Tax Day is coming up, and you’re probably compiling your W-2s, receipts and other important information. If you are among the estimated 1.6 million people who cheat on their taxes, now is the time to change your tune. Review some common “fibs” and the consequences that could follow. When it comes to Uncle Sam, honesty is the best policy.
Are you thinking of lying on your tax return? Indiscretions include:
Inflating deductions and credits. Let’s start with the basics:
- Tax deduction: An expense that reduces your taxable income, e.g., medical payments, mortgage interest, property taxes, state income taxes.
- Tax credit: An item that directly reduces your tax liability, e.g., children, retirement savings, education, earned income.
Deductions and credits offset your tax burden, and it’s natural to take advantage of as many (legal) opportunities as possible. When you’re struggling, it can be tempting to inflate these opportunities to secure a bigger refund. You might claim larger medical bills, an extra child in the home, increased retirement savings or even a fictional student loan.
False charity contributions. There are income limits when it comes to charitable deductions, but if you haven’t filled your quota, it’s tempting to “donate” $500 in clothes to Goodwill or an old car to The Salvation Army. The only problem? The IRS requires receipts from these organizations. If they have no record of your donation, trouble is on the horizon.
Status changes. Suppose you got married in January 2015, but you’re hoping to take advantage of marital tax benefits. Against your better judgment, you change your wedding date to December 27, 2014 on the tax form. The IRS won’t check, right?
Hiding money. The average full-time employee receives a paycheck with their taxes deducted, but part-timers and freelancers are usually required to make their own payments. Whether you’re hiding income from a side job or investment dividends, an unbalanced bank account will raise red flags on your tax return.
So, what happens when the IRS notices a seemingly harmless lie? Consequences include:
- An Audit. At the very least, you’ll face an audit from the IRS for the past three years. If they suspect significant fraud, e.g., omitting more than 25 percent of your income, they can audit up to six years of your returns to uncover additional lies.

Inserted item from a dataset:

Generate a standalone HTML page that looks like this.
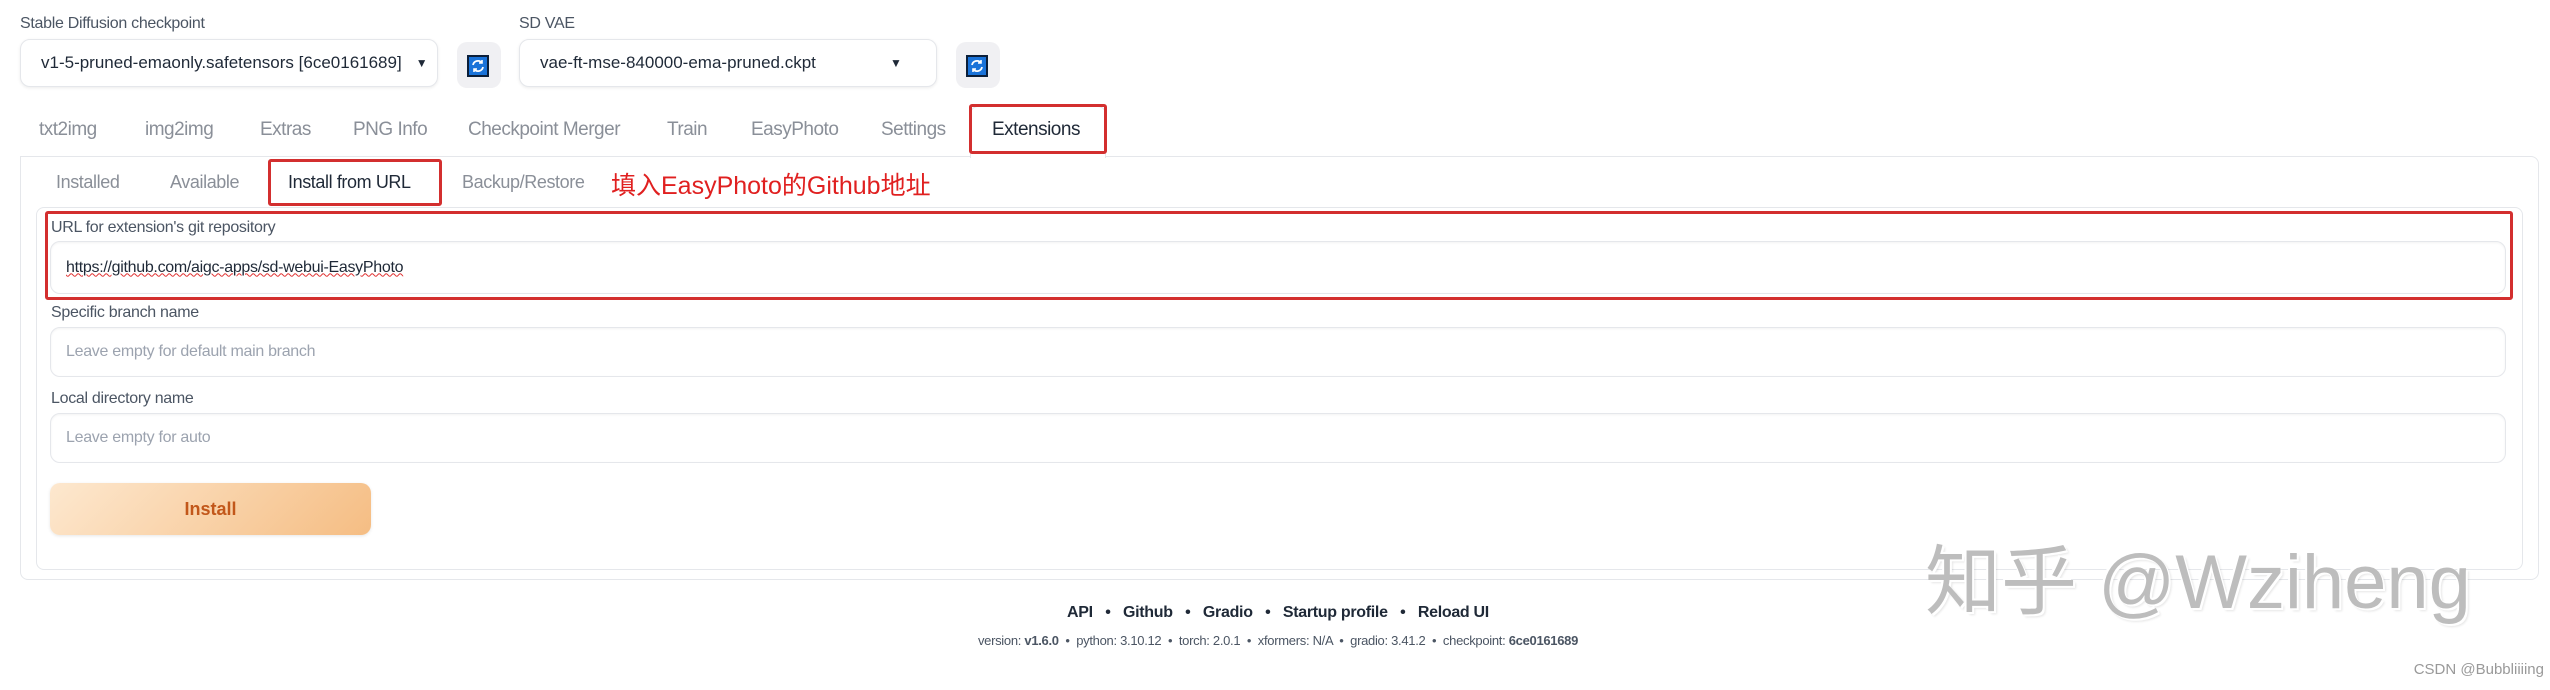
<!DOCTYPE html>
<html><head><meta charset="utf-8">
<style>
*{box-sizing:border-box;margin:0;padding:0}
body{width:2550px;height:690px;background:#fff;position:relative;overflow:hidden;font-family:"Liberation Sans","Noto Sans CJK SC",sans-serif;color:#374151}
.abs{position:absolute}
.lbl{font-size:16px;color:#4b5563;letter-spacing:-0.3px}
.dd{border:1px solid #e5e7eb;border-radius:10px;box-shadow:0 1px 3px rgba(0,0,0,.08);background:#fff;font-size:17px;color:#1f2937;display:flex;align-items:center;padding-left:20px}
.rb{background:#f0f0f3;border-radius:10px;}
.rb svg{position:absolute;left:10px;top:13px;width:22px;height:22px}
.tab{position:absolute;top:119px;font-size:19px;color:#8a8f98;letter-spacing:-0.5px}
.sub{position:absolute;top:172px;font-size:18px;color:#8a8f98;letter-spacing:-0.4px}
.red{position:absolute;border:3px solid #d32f2f;border-radius:3px}
.inp{position:absolute;left:50px;width:2456px;border:1px solid #e5e7eb;border-radius:10px;background:#fff;box-shadow:inset 0 1px 2px rgba(0,0,0,.05);font-size:16px;display:flex;align-items:center;padding-left:15px;letter-spacing:-0.3px}
</style></head><body>
<div class="abs lbl" style="left:20px;top:15px">Stable Diffusion checkpoint</div>
<div class="abs dd" style="left:20px;top:39px;width:418px;height:48px">v1-5-pruned-emaonly.safetensors [6ce0161689] <span style="margin-left:14px;font-size:12px">▼</span></div>
<div class="abs rb" style="left:457px;top:42px;width:44px;height:46px"><svg viewBox="0 0 22 22"><rect x="1" y="1" width="20" height="20" fill="#1a73d9" stroke="#0b1f3a" stroke-width="2"/><path d="M6 10a5 5 0 0 1 9-2M16 12a5 5 0 0 1-9 2" fill="none" stroke="#fff" stroke-width="1.8"/><path d="M15 5v3h-3M7 17v-3h3" fill="none" stroke="#fff" stroke-width="1.6"/></svg></div>
<div class="abs lbl" style="left:519px;top:15px">SD VAE</div>
<div class="abs dd" style="left:519px;top:39px;width:418px;height:48px">vae-ft-mse-840000-ema-pruned.ckpt<span style="position:absolute;left:370px;font-size:12px">▼</span></div>
<div class="abs rb" style="left:956px;top:42px;width:44px;height:46px"><svg viewBox="0 0 22 22"><rect x="1" y="1" width="20" height="20" fill="#1a73d9" stroke="#0b1f3a" stroke-width="2"/><path d="M6 10a5 5 0 0 1 9-2M16 12a5 5 0 0 1-9 2" fill="none" stroke="#fff" stroke-width="1.8"/><path d="M15 5v3h-3M7 17v-3h3" fill="none" stroke="#fff" stroke-width="1.6"/></svg></div>

<div class="tab" style="left:39px">txt2img</div>
<div class="tab" style="left:145px">img2img</div>
<div class="tab" style="left:260px">Extras</div>
<div class="tab" style="left:353px">PNG Info</div>
<div class="tab" style="left:468px">Checkpoint Merger</div>
<div class="tab" style="left:667px">Train</div>
<div class="tab" style="left:751px">EasyPhoto</div>
<div class="tab" style="left:881px">Settings</div>
<div class="abs" style="left:20px;top:156px;width:2519px;height:424px;border:1px solid #e5e7eb;border-radius:0 8px 8px 8px"></div>
<div class="abs" style="left:970px;top:106px;width:136px;height:52px;background:#fff;border:1px solid #e5e7eb;border-bottom:none;border-radius:8px 8px 0 0"></div>
<div class="tab" style="left:992px;color:#1f2937">Extensions</div>
<div class="red" style="left:969px;top:104px;width:138px;height:50px"></div>

<div class="sub" style="left:56px">Installed</div>
<div class="sub" style="left:170px">Available</div>
<div class="sub" style="left:288px;color:#1f2937">Install from URL</div>
<div class="sub" style="left:462px">Backup/Restore</div>
<div class="abs" style="left:611px;top:166px;font-size:25px;color:#e02020">填入EasyPhoto的Github地址</div>
<div class="red" style="left:268px;top:159px;width:174px;height:47px"></div>

<div class="abs" style="left:36px;top:207px;width:2487px;height:363px;border:1px solid #e5e7eb;border-radius:8px"></div>
<div class="abs lbl" style="left:51px;top:219px">URL for extension's git repository</div>
<div class="inp" style="top:241px;height:53px;color:#1f2937;text-decoration:underline wavy #e03030;text-decoration-thickness:1px">https://github.com/aigc-apps/sd-webui-EasyPhoto</div>
<div class="red" style="left:45px;top:211px;width:2468px;height:89px"></div>
<div class="abs lbl" style="left:51px;top:304px">Specific branch name</div>
<div class="inp" style="top:327px;height:50px;color:#9ca3af">Leave empty for default main branch</div>
<div class="abs lbl" style="left:51px;top:390px">Local directory name</div>
<div class="inp" style="top:413px;height:50px;color:#9ca3af">Leave empty for auto</div>
<div class="abs" style="left:50px;top:483px;width:321px;height:52px;border-radius:10px;background:linear-gradient(135deg,#fde8cf,#f5bd83);box-shadow:0 1px 3px rgba(0,0,0,.1);display:flex;align-items:center;justify-content:center;font-size:18px;font-weight:bold;color:#c2571a">Install</div>

<div class="abs" style="left:0;width:2556px;top:604px;text-align:center;font-size:16px;font-weight:bold;color:#1f2937;letter-spacing:-0.3px">API &nbsp; • &nbsp; Github &nbsp; • &nbsp; Gradio &nbsp; • &nbsp; Startup profile &nbsp; • &nbsp; Reload UI</div>
<div class="abs" style="left:0;width:2556px;top:633px;text-align:center;font-size:13px;color:#4b5563;letter-spacing:-0.3px">version: <b>v1.6.0</b> &nbsp;•&nbsp; python: 3.10.12 &nbsp;•&nbsp; torch: 2.0.1 &nbsp;•&nbsp; xformers: N/A &nbsp;•&nbsp; gradio: 3.41.2 &nbsp;•&nbsp; checkpoint: <b>6ce0161689</b></div>

<div class="abs" style="left:1925px;top:520px;font-size:76px;color:#bdbdbd;text-shadow:2px 2px 0 #fff,-2px -2px 0 #fff,3px 3px 2px rgba(0,0,0,.1);white-space:nowrap">知乎 @Wziheng</div>
<div class="abs" style="right:6px;top:661px;font-size:15px;color:#999">CSDN @Bubbliiiing</div>
</body></html>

- Interest, fees and penalties. If the IRS determines that you have underpaid, you’ll face back-taxes with fees and interest attached. You’ll also pay a fine—$5,000 or more—if they discover that you willfully deceived them.
- Criminal prosecution. Suppose the IRS finds that you owe them $22,000 in back-taxes from the past four years. Your budget can’t cope with the extra expense and you dodge the IRS’s correspondence. Eventually, they file a lawsuit against you. At best, the court will order you to pay your taxes. At worst, you’ll face incarceration.
- Credit damage. If jail time doesn’t scare you, what about long-term credit damage? If you owe more than $10,000 in unpaid taxes, the IRS automatically files a Notice of Federal Tax Lien, which will appear on your credit reports. This consequence can cause chronic damage to your credit score for up to seven years.
The bottom line: A lie may seem small, but the effects are anything but miniscule. Prioritize financial health and find yourself a good accountant. They can help you secure a fair and legal return.